Much of the frustration has been directed toward Jeff Bezos, the Amazon founder who bought the paper in 2013, and Will Lewis, a veteran of Rupert Murdoch’s News Corp who came on board as publisher in 2024. Lewis is “charming, in his way,” the second staffer said. “He’s a bit of a bullshiter. If he has some great plan to turn around the business of the Post, it’s never been evident.”
“I want to be explicit that the Washington Post’s commitment to riveting and impactful journalism of the highest caliber, that holds power to account without fear or favor, that entertains and informs, and helps people live better lives, remains as robust as ever,” Murray said. “I believe in that. That’s why I’m here. And, importantly, I am a hundred percent confident that that commitment goes to the very top reaches of our company.”
“The Washington Post is taking a number of difficult but decisive actions today for our future, in what amounts to a significant restructuring across the company.
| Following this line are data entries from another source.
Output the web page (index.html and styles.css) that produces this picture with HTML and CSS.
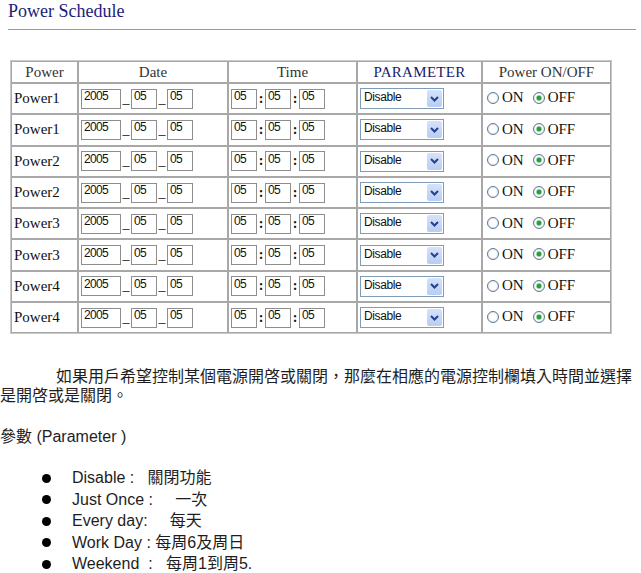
FILE: index.html
```html
<!DOCTYPE html>
<html lang="zh-Hant">
<head>
    <meta charset="UTF-8">
    <title>Power Schedule</title>
    <link rel="stylesheet" href="styles.css">
</head>
<body>
    <div class="page-head">
        <h1>Power Schedule</h1>
        <hr class="rule">
    </div>
    <table class="schedule">
        <colgroup>
            <col class="c-power"><col class="c-date"><col class="c-time"><col class="c-param"><col class="c-onoff">
        </colgroup>
        <thead>
            <tr>
                <th>Power</th>
                <th>Date</th>
                <th>Time</th>
                <th class="param-head">PARAMETER</th>
                <th>Power ON/OFF</th>
            </tr>
        </thead>
        <tbody id="rows"></tbody>
    </table>

    <div class="notes">
        <p class="intro"><span class="line">如果用戶希望控制某個電源開啓或關閉，那麼在相應的電源控制欄填入時間並選擇</span><br>是開啓或是關閉。</p>
        <p class="param-title">參數 (Parameter )</p>
        <ul class="param-list">
            <li>Disable :&nbsp;&nbsp; 關閉功能</li>
            <li>Just Once :&nbsp;&nbsp;&nbsp;&nbsp; 一次</li>
            <li>Every day:&nbsp;&nbsp;&nbsp;&nbsp; 每天</li>
            <li>Work Day : 每周6及周日</li>
            <li>Weekend&nbsp; :&nbsp;&nbsp; 每周1到周5.</li>
        </ul>
    </div>

    <script>
        var names = ["Power1", "Power1", "Power2", "Power2", "Power3", "Power3", "Power4", "Power4"];
        var tbody = document.getElementById("rows");

        function box(cls, val) {
            return '<input type="text" class="field ' + cls + '" value="' + val + '">';
        }

        names.forEach(function (name, i) {
            var tr = document.createElement("tr");
            tr.innerHTML =
                '<td class="name">' + name + '</td>' +
                '<td>' + box("w-year", "2005") + '<span class="sep">_</span>' + box("w-two", "05") + '<span class="sep">_</span>' + box("w-two", "05") + '</td>' +
                '<td>' + box("w-two", "05") + '<span class="sep colon">:</span>' + box("w-two", "05") + '<span class="sep colon">:</span>' + box("w-two", "05") + '</td>' +
                '<td><div class="select"><span class="select-value">Disable</span>' +
                '<span class="select-btn"><svg width="9" height="6" viewBox="0 0 9 6"><path d="M1 1 L4.5 4.5 L8 1" fill="none" stroke="#27408b" stroke-width="2"/></svg></span></div></td>' +
                '<td class="onoff"><label><input type="radio" name="p' + i + '">ON</label>' +
                '<label><input type="radio" name="p' + i + '" checked>OFF</label></td>';
            tbody.appendChild(tr);
        });
    </script>
</body>
</html>
```

FILE: styles.css
```css
body { margin: 0; background: #fff; color: #111; font-family: "Liberation Serif", serif; }
.page-head { padding: 1px 5px 0 8px; }
h1 { margin: 0; font-size: 18px; font-weight: normal; line-height: 20px; color: #1c1c7c; }
.rule { margin: 8px 0 0; border: 0; border-top: 1px solid #9a9a9a; height: 0; }

.schedule { margin: 30px 0 0 10px; width: 600px; table-layout: fixed; border-collapse: separate; border-spacing: 0; border: 1px solid #c8c8c8; }
.c-power { width: 67px; } .c-date { width: 150px; } .c-time { width: 129px; } .c-param { width: 125px; } .c-onoff { width: 129px; }
.schedule th, .schedule td { border: 1px solid #a8a8a8; padding: 0 2px; font-size: 15px; white-space: nowrap; }
.schedule th { height: 20px; font-weight: normal; color: #333; text-align: center; }
.schedule td { height: 29.3px; }
.param-head { color: #1a1a6e !important; letter-spacing: 0.3px; }
.name { padding-left: 2px !important; }

.field { box-sizing: border-box; height: 20px; padding: 0 2px 5px; border: 1px solid #8e8e8e; font-family: "Liberation Sans", sans-serif; font-size: 12px; letter-spacing: -0.7px; color: #111; vertical-align: middle; margin: 0; }
.w-year { width: 40px; }
.w-two { width: 26px; }
.sep { display: inline-block; width: 10px; text-align: center; vertical-align: middle; font-size: 14px; line-height: 20px; }
.colon { width: 8px; font-weight: bold; }

.select { display: flex; box-sizing: border-box; width: 84px; height: 21px; border: 1px solid #7f9db9; margin-left: 0; background: #fff; }
.select-value { flex: 1; padding: 1px 0 0 3px; font-family: "Liberation Sans", sans-serif; font-size: 12px; letter-spacing: -0.4px; line-height: 14px; }
.select-btn { display: flex; align-items: center; justify-content: center; width: 15px; margin: 1px; background: linear-gradient(#d5e2fb, #b7cdf5); border-radius: 2px; }

.onoff { padding-left: 4px !important; }
.onoff label { display: inline-flex; align-items: center; margin-right: 9px; }
.onoff input { appearance: none; -webkit-appearance: none; width: 12px; height: 12px; margin: 0 3px 0 0; border: 1px solid #5f7890; border-radius: 50%; background: radial-gradient(circle, #fff 0 3px, #e6e9ee 5px); }
.onoff input:checked { background: radial-gradient(circle, #27a03c 0 2px, #9fd8a6 2.6px, #fff 3.4px, #e6e9ee 5px); }

.notes { font-family: "Liberation Sans", "Noto Sans CJK TC", sans-serif; font-size: 16px; color: #1e1e1e; }
.intro { margin: 33px 0 0; text-indent: 56px; line-height: 19px; }
.intro .line { white-space: nowrap; letter-spacing: 0; }
.param-title { margin: 22px 0 0; line-height: 19px; }
.param-list { list-style: none; margin: 21px 0 0; padding: 0 0 0 42px; }
.param-list li { display: flex; align-items: center; line-height: 21.5px; white-space: pre; }
.param-list li::before { content: ""; width: 9px; height: 9px; border-radius: 50%; background: #000; margin-right: 21px; }
```
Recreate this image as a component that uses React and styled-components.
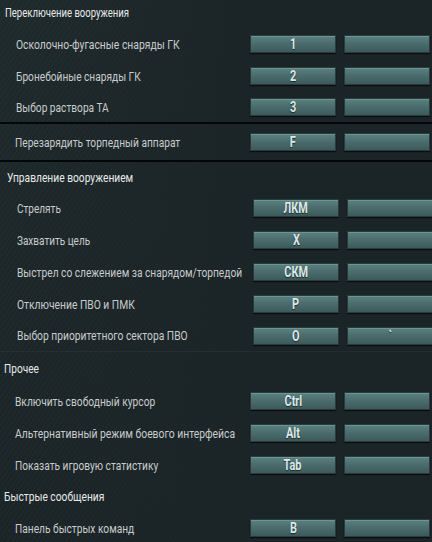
import React, { useLayoutEffect, useRef, useState } from "react";
import styled, { createGlobalStyle } from "styled-components";

const Global = createGlobalStyle`
  html, body { margin: 0; padding: 0; background: #1b2427; }
  body { width: 432px; height: 542px; overflow: hidden; }
  #root { width: 432px; }
`;

const Page = styled.div`
  width: 432px;
  height: 542px;
  overflow: hidden;
  position: relative;
  font-family: "Roboto", "DejaVu Sans Condensed", sans-serif;
  font-size: 13px;
  background:
    linear-gradient(90deg, rgba(27,36,39,0) 0%, rgba(27,36,39,0.6) 40%, #1b2427 60%),
    repeating-linear-gradient(-55deg, rgba(255,255,255,0.025) 0 1px, rgba(0,0,0,0) 1px 4px),
    linear-gradient(180deg, #1f2a2d 0%, #1b2427 100%);
`;

const Section = styled.section`
  display: flex;
  flex-direction: column;
  padding-left: ${(p) => p.$shift || 0}px;
  margin-right: ${(p) => -(p.$shift || 0)}px;
`;

const Header = styled.div`
  height: ${(p) => p.$h}px;
  display: flex;
  align-items: center;
  padding-left: ${(p) => p.$pad ?? 5}px;
  color: #e8eaea;
  padding-bottom: ${(p) => p.$lift || 0}px;
  box-sizing: border-box;
`;

const Narrow = styled.span`
  display: inline-block;
  white-space: nowrap;
  transform-origin: left center;
`;

function Fit({ w, children }) {
  const ref = useRef(null);
  const [sx, setSx] = useState(0.85);
  useLayoutEffect(() => {
    if (ref.current && w) {
      const nat = ref.current.offsetWidth;
      if (nat > 0) setSx(w / nat);
    }
  }, [w, children]);
  return (
    <Narrow ref={ref} style={{ transform: `scaleX(${sx})` }}>
      {children}
    </Narrow>
  );
}

const Row = styled.div`
  height: ${(p) => p.$h || 32}px;
  display: flex;
  align-items: center;
  padding-left: ${(p) => p.$pad ?? 16}px;
  padding-right: 2px;
  box-sizing: border-box;
`;

const Label = styled.div`
  flex: 1;
  min-width: 0;
  color: #c8cccc;
  white-space: nowrap;
`;

const Keys = styled.div`
  display: flex;
  gap: 8px;
  flex-shrink: 0;
`;

const Key = styled.div`
  width: 86px;
  height: 18px;
  box-sizing: border-box;
  border: 1px solid #2a3b3c;
  background: linear-gradient(180deg, #5c8081 0%, #4b6d6e 45%, #3d5a5b 100%);
  box-shadow: inset 0 1px 0 rgba(150, 190, 190, 0.35), 0 1px 1px rgba(0,0,0,0.6);
  display: flex;
  align-items: center;
  justify-content: center;
  color: #dde8e8;
  font-weight: bold;
  font-size: 14px;
  text-shadow: 0 1px 1px rgba(0,0,0,0.6);
  line-height: 1;
`;

const KeyText = styled.span`
  display: inline-block;
  transform: scaleX(0.78);
`;

const Divider = styled.div`
  height: 2px;
  background: #040707;
`;

const Faint = styled.div`
  height: 1px;
  background: rgba(255,255,255,0.04);
`;

function Binding({ label, w, k, alt = "", pad, h }) {
  return (
    <Row $pad={pad} $h={h}>
      <Label><Fit w={w}>{label}</Fit></Label>
      <Keys>
        <Key><KeyText>{k}</KeyText></Key>
        <Key><KeyText>{alt}</KeyText></Key>
      </Keys>
    </Row>
  );
}

export default function App() {
  return (
    <Page>
      <Global />
      <Section>
        <Header $h={28} $lift={4}><Fit w={124}>Переключение вооружения</Fit></Header>
        <Binding label="Осколочно-фугасные снаряды ГК" w={164} k="1" />
        <Binding label="Бронебойные снаряды ГК" w={125} k="2" />
        <Binding label="Выбор раствора ТА" w={93} k="3" h={30} />
        <Divider />
        <Binding label="Перезарядить торпедный аппарат" w={165} k="F" pad={15} h={36} />
        <Divider />
      </Section>
      <Section $shift={3}>
        <Header $h={30} $pad={4}><Fit w={126}>Управление вооружением</Fit></Header>
        <Binding label="Стрелять" w={44} k="ЛКМ" pad={14} />
        <Binding label="Захватить цель" w={73} k="X" pad={14} />
        <Binding label="Выстрел со слежением за снарядом/торпедой" w={225} k="СКМ" pad={14} />
        <Binding label="Отключение ПВО и ПМК" w={118} k="P" pad={14} />
        <Binding label="Выбор приоритетного сектора ПВО" w={171} k="O" alt="`" pad={14} h={31} />
      </Section>
      <Faint />
      <Section>
        <Header $h={33} $pad={4}><Fit w={35}>Прочее</Fit></Header>
        <Binding label="Включить свободный курсор" w={140} k="Ctrl" pad={15} />
        <Binding label="Альтернативный режим боевого интерфейса" w={220} k="Alt" pad={15} />
        <Binding label="Показать игровую статистику" w={143} k="Tab" pad={15} />
        <Header $h={31} $pad={4}><Fit w={100}>Быстрые сообщения</Fit></Header>
        <Binding label="Панель быстрых команд" w={119} k="B" pad={15} />
      </Section>
    </Page>
  );
}
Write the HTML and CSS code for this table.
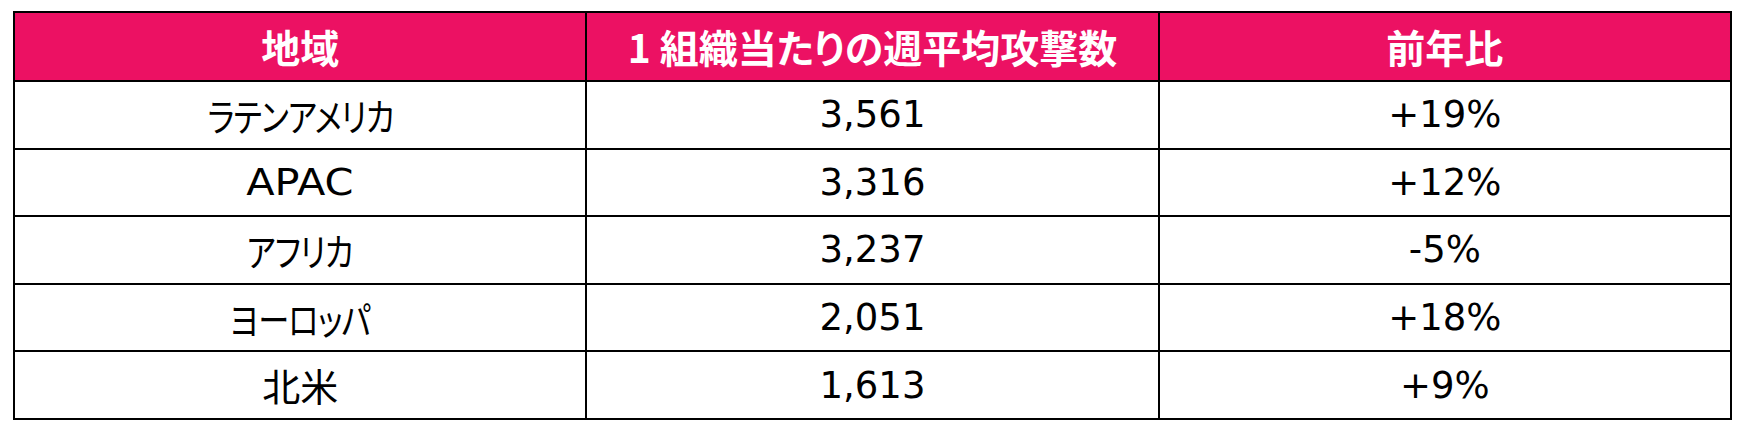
FILE: index.html
```html
<!DOCTYPE html>
<html lang="ja">
<head>
<meta charset="utf-8">
<title>地域別攻撃数</title>
<link rel="stylesheet" href="styles.css">
</head>
<body>
<div class="wrap">
<table class="stats">
  <thead>
    <tr><th>地域</th><th>1 組織当たりの週平均攻撃数</th><th>前年比</th></tr>
  </thead>
  <tbody>
    <tr><td class="jp"><span class="kana">ラテンアメリカ</span></td><td>3,561</td><td>+19%</td></tr>
    <tr><td><span class="wide">APAC</span></td><td>3,316</td><td>+12%</td></tr>
    <tr><td class="jp"><span class="kana">アフリカ</span></td><td>3,237</td><td>-5%</td></tr>
    <tr><td class="jp"><span class="kana">ヨーロッパ</span></td><td>2,051</td><td>+18%</td></tr>
    <tr><td class="jp">北米</td><td>1,613</td><td>+9%</td></tr>
  </tbody>
</table>
</div>
</body>
</html>
```
FILE: styles.css
```css
html, body {
  margin: 0;
  padding: 0;
  background: #ffffff;
}
.wrap {
  padding: 11px 0 0 13px;
}
.stats {
  width: 1719px;
  table-layout: fixed;
  border-collapse: separate;
  border-spacing: 0;
  border-top: 2px solid #000;
  border-left: 2px solid #000;
  font-family: "DejaVu Sans", "Noto Sans CJK JP", sans-serif;
  font-feature-settings: "palt";
}
.stats th,
.stats td {
  border-right: 2px solid #000;
  border-bottom: 2px solid #000;
  text-align: center;
  vertical-align: middle;
  padding: 0;
}
.stats th {
  height: 67px;
  background: #ec1163;
  color: #ffffff;
  font-family: "Noto Sans CJK JP", sans-serif;
  font-weight: 700;
  font-size: 39px;
  line-height: 1;
}
.stats td {
  height: 65.6px;
  color: #000;
  font-size: 37px;
  line-height: 1;
}
.stats td.jp {
  font-family: "Noto Sans CJK JP", sans-serif;
  font-size: 38px;
}
.kana {
  display: inline-block;
  transform: scaleX(0.82);
  transform-origin: center;
  letter-spacing: -1px;
}
.wide {
  display: inline-block;
  transform: scaleX(1.12);
  transform-origin: center;
}
```
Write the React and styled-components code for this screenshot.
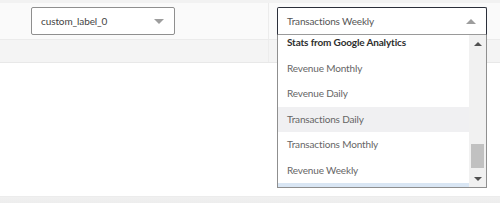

These steps are designed to strengthen our footing and sharpen our focus on delivering the distinctive journalism that sets the Post apart and, most importantly, engages our customers,” a spokesperson for the company told CJR.
“This ranks among the darkest days in the history of one of the world’s greatest news organizations,” Marty Baron, the former executive editor of the Post, said in a statement. “The Washington Post’s ambitions will be sharply diminished, its talented and brave staff will be further depleted, and the public will be denied the ground-level, fact-based reporting in our communities and around the world that is needed more than ever.”
Sources across the newsroom point to Bezos’s eleventh-hour decision to pull the editorial board’s endorsement of Kamala Harris as a turning point. In the days that followed, more than 250,000 readers canceled their Post subscriptions. “The sentiment is that the Post’s existing financial problems were drastically deepened by his yanking of the Harris endorsement and his remolding of the opinion pages, which led to a subscriber exodus,” the staffer said. “Paired with a failure to otherwise generate more revenue, it created a worse crisis for the business that we will now suffer for.” More recently, after the FBI raided the home of Hannah Natanson, a Post reporter, in connection with a leak investigation, “there was particular annoyance that Bezos didn’t say anything,” the staffer added.
As New York magazine’s Charlotte Klein recently catalogued, Lewis has pushed a string of projects that don’t seem to have gained traction, including WP Ventures, a “third newsroom” focused on “creator-driven experimentation,” and WP Incubator, an “initiative for building cutting-edge AI products and new media business models.” Lewis “started all these initiatives and then abandoned them almost immediately. He hasn’t actually proposed any ideas that have been successful,” a third staffer said. “I’d love to know how much money we’ve spent on AI experiments that barely anyone has engaged with.
“All publications are dealing with huge amounts of traffic loss because of AI summaries,” the staffer observed. “That’s not unique to us. But we’ve responded with these totally failed fad AI products of our own, when the way every other organization that’s been successful in dealing with this has done it is through leaning into personalities.” Thanks to Bezos’s well-publicized instructions, the staffer said, “we’ve been blocked from the human approach because our leadership destroyed our brand.”
In an X post from last February announcing dramatic change to the opinion section, Bezos wrote, “We are going to be writing every day in support and defense of two pillars: personal liberties and free markets. We’ll cover other topics too of course, but viewpoints opposing those pillars will be left to be published by others.” A former staffer who recently left the Post (and also spoke on the condition of anonymity) said that, under Bezos’s guidance, the opinion section effectively began to mimic the National Review, the conservative magazine. “There’s a lot of conservative media properties that have taken off like wildfire and drawn big audiences. The National Review is not one of them. It’s not a play you make if you’re trying to bring in an audience,” the former staffer said. “The one place that he’s putting his imprint on has been a play that will absolutely bring in the minimum number of subscribers possible, while also deliberately chasing away the ones who are bringing in the most traffic. It seems like a jerk move to take it out on the sports desk, rather than pay for it yourself.
“The big mystery is why he doesn’t just sell,” the former staffer said. It’s a question that echoes across the newsroom. “He has a large business empire that is vulnerable to White House decisions. Why not find someone who would be the steward he said he would be?”
One staffer described frustration over media reports in which sources from within the paper’s management argued that the cuts will, in the long run, help the Post deliver what readers want. “I think it would be more accurate to say they’re cutting costs because they want to cut costs,” the staffer said. “I don’t think anyone outside of maybe Will Lewis sees any strategy here. No one has shared anything with us about this supposed reorientation towards particular coverage or different formats.”
“This is a difficult time, but I know that every one of us believes deeply in this place,” Murray told staff. “The reality is, we need to meet consumers where they are. That’s central to our mission. Once we reach sounder footing, I am extremely confident that together we can do that, and there is real opportunity in this next era of the Washington Post.”
Note: This story has been updated to include a statement from the Post.